Noon and representatives of the Lynn Wessell Company, which is overseeing the pro-Daley Ranch campaign, say there are no plans for either a ballot measure or a recall of council members.
Noon said that the polls indicate that council members have a higher opinion of their public support than is warranted. Polls showed that between half and two-thirds of Escondido voters could not name a single council member, and that only a slightly higher number recognized the members’ names as they were read.
Suzanne Hoehl, Daley Ranch campaign coordinator, said that more community meetings, mailings and coffee klatsches are scheduled to win Escondido voters to the side of Daley Ranch.
Lynn Wessell’s services are sought by besieged developers statewide because of his pro-development successes. His most famous coup came in the 1988 Orange County elections, when Proposition A, which would have set limits on new construction, was favored by 80% of voters polled just eight weeks before election day.

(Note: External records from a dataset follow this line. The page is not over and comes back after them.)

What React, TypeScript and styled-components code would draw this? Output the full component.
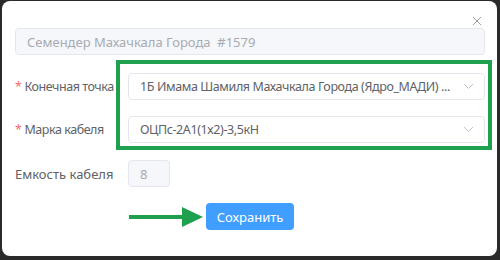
import styled, { createGlobalStyle } from 'styled-components';

const GlobalStyle = createGlobalStyle`
  html, body {
    margin: 0;
    padding: 0;
    background: #2a2a2a;
  }
  * {
    box-sizing: border-box;
  }
`;

const Backdrop = styled.div`
  width: 500px;
  height: 260px;
  padding: 1px 3px 4px 2px;
  background: #2a2a2a;
`;

const Modal = styled.div`
  position: relative;
  height: 100%;
  background: #fff;
  border-radius: 8px;
  padding: 27px 12px 0 13px;
  font-family: 'Noto Sans', 'Open Sans', sans-serif;
  font-size: 13px;
  color: #606266;
`;

const CloseButton = styled.button`
  position: absolute;
  top: 14px;
  right: 14px;
  width: 12px;
  height: 12px;
  padding: 0;
  border: 0;
  background: none;
  display: flex;
  align-items: center;
  justify-content: center;
`;

const Field = styled.div<{ $width?: number; $disabled?: boolean; $compact?: boolean }>`
  height: 27px;
  width: ${(p) => (p.$width ? `${p.$width}px` : '100%')};
  display: flex;
  align-items: center;
  gap: 8px;
  padding: 0 10px 0 11px;
  border: 1px solid #e4e7ed;
  border-radius: 4px;
  background: ${(p) => (p.$disabled ? '#f5f7fa' : '#fff')};
  color: ${(p) => (p.$disabled ? '#a8abb2' : '#606266')};
  font-size: ${(p) => (p.$compact ? '12.5px' : '13px')};
  letter-spacing: ${(p) => (p.$compact ? '-0.4px' : 'normal')};
  white-space: pre;
  overflow: hidden;
`;

const FieldText = styled.span`
  flex: 1;
  min-width: 0;
  overflow: hidden;
  text-overflow: ellipsis;
`;

const TitleField = styled(Field)`
  margin-bottom: 18px;
`;

const Highlighted = styled.div`
  position: relative;
  display: flex;
  flex-direction: column;
  gap: 16px;
  margin-bottom: 17px;
`;

const HighlightBox = styled.div`
  position: absolute;
  top: -13px;
  left: 101px;
  right: -7px;
  bottom: -7px;
  border: 4px solid #1ea04e;
  pointer-events: none;
`;

const Row = styled.div`
  display: flex;
  align-items: center;
  height: 27px;
`;

const Label = styled.label<{ $compact?: boolean }>`
  width: 113px;
  flex-shrink: 0;
  color: #606266;
  white-space: nowrap;
  font-size: ${(p) => (p.$compact ? '12.5px' : '13px')};
  letter-spacing: ${(p) => (p.$compact ? '-0.45px' : 'normal')};
`;

const Required = styled.span`
  color: #f56c6c;
  margin-right: 3px;
`;

const Control = styled.div`
  flex: 1;
  min-width: 0;
`;

const Actions = styled.div`
  display: flex;
  align-items: center;
  margin-top: 16px;
  padding-left: 114px;
  gap: 2px;
`;

const SaveButton = styled.button`
  width: 88px;
  height: 27px;
  border: 0;
  border-radius: 4px;
  background: #409eff;
  color: #fff;
  font-family: 'Noto Sans', sans-serif;
  font-size: 13px;
  padding: 0;
`;

const Chevron = () => (
  <svg width="11" height="7" viewBox="0 0 11 7" fill="none">
    <path d="M1 1l4.5 4.5L10 1" stroke="#c0c4cc" strokeWidth="1" />
  </svg>
);

const Arrow = () => (
  <svg width="75" height="22" viewBox="0 0 75 22">
    <rect x="0" y="9" width="56" height="4" fill="#1ea04e" />
    <path d="M53 1L74 11L53 21Z" fill="#1ea04e" />
  </svg>
);

const App = () => (
  <>
    <GlobalStyle />
    <Backdrop>
      <Modal>
        <CloseButton aria-label="close">
          <svg width="10" height="10" viewBox="0 0 10 10">
            <path d="M1 1l8 8M9 1l-8 8" stroke="#9a9da4" strokeWidth="1" />
          </svg>
        </CloseButton>

        <TitleField $disabled>
          <FieldText>{'Семендер Махачкала Города  #1579'}</FieldText>
        </TitleField>

        <Highlighted>
          <HighlightBox />
          <Row>
            <Label $compact>
              <Required>*</Required>Конечная точка
            </Label>
            <Control>
              <Field $compact>
                <FieldText>1Б Имама Шамиля Махачкала Города (Ядро_МАДИ) ...</FieldText>
                <Chevron />
              </Field>
            </Control>
          </Row>
          <Row>
            <Label $compact>
              <Required>*</Required>Марка кабеля
            </Label>
            <Control>
              <Field $compact>
                <FieldText>ОЦПс-2А1(1х2)-3,5кН</FieldText>
                <Chevron />
              </Field>
            </Control>
          </Row>
        </Highlighted>

        <Row>
          <Label>Емкость кабеля</Label>
          <Field $width={42} $disabled>
            8
          </Field>
        </Row>

        <Actions>
          <Arrow />
          <SaveButton>Сохранить</SaveButton>
        </Actions>
      </Modal>
    </Backdrop>
  </>
);

export default App;
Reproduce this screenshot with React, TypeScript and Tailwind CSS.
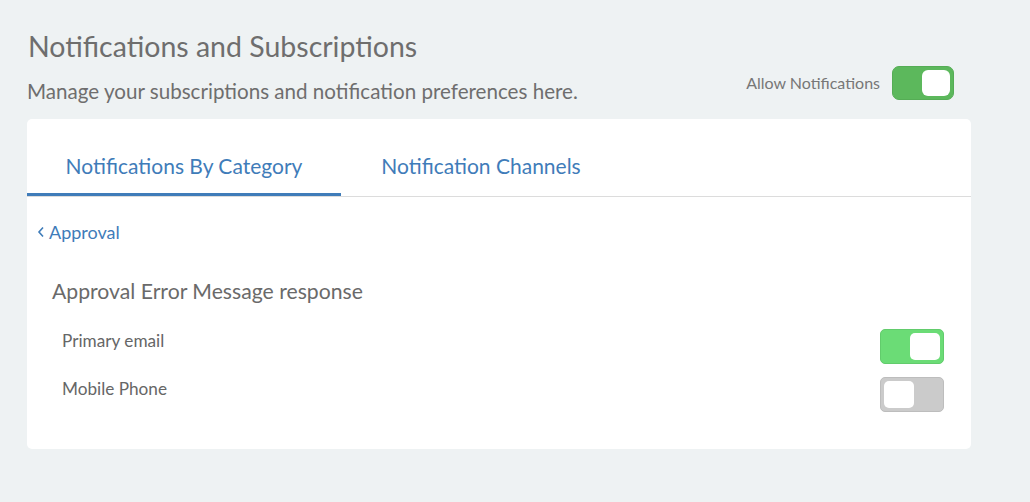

In that short time, Wessell, using sophisticated computer programs, targeted voter lists and deployed hundreds of workers to turn around public opinion. The growth-control measure lost by a healthy 56% to 44% margin.
Harmon says that his concern over the Daley Ranch campaign does not focus on Wessell, who “is simply hired to do his job,” but on Daley Corp., which in an earlier annexation election allegedly used “political dirty tricks” in an attempt to persuade rural Lehner Valley voters to annex to Escondido.
On the eve of the election, Lehner Valley residents received bogus copies of the Lehner Valley News, a sporadic publication of annexation opponents. The edition reported that annexation opponents had changed their minds and now favored joining the city.
The effort was quashed when annexation opponents traced the look-alike to Daley Corp. through the postage meter number. An eleventh-hour telephone campaign to alert voters to the ruse resulted in defeat of the annexation issue.
Harmon said of Daley Ranch campaigners: “They may bamboozle an awful lot of people and they may promise an awful lot of things, but I still believe that the residents of Escondido are behind our efforts to control growth, and the momentum is building.”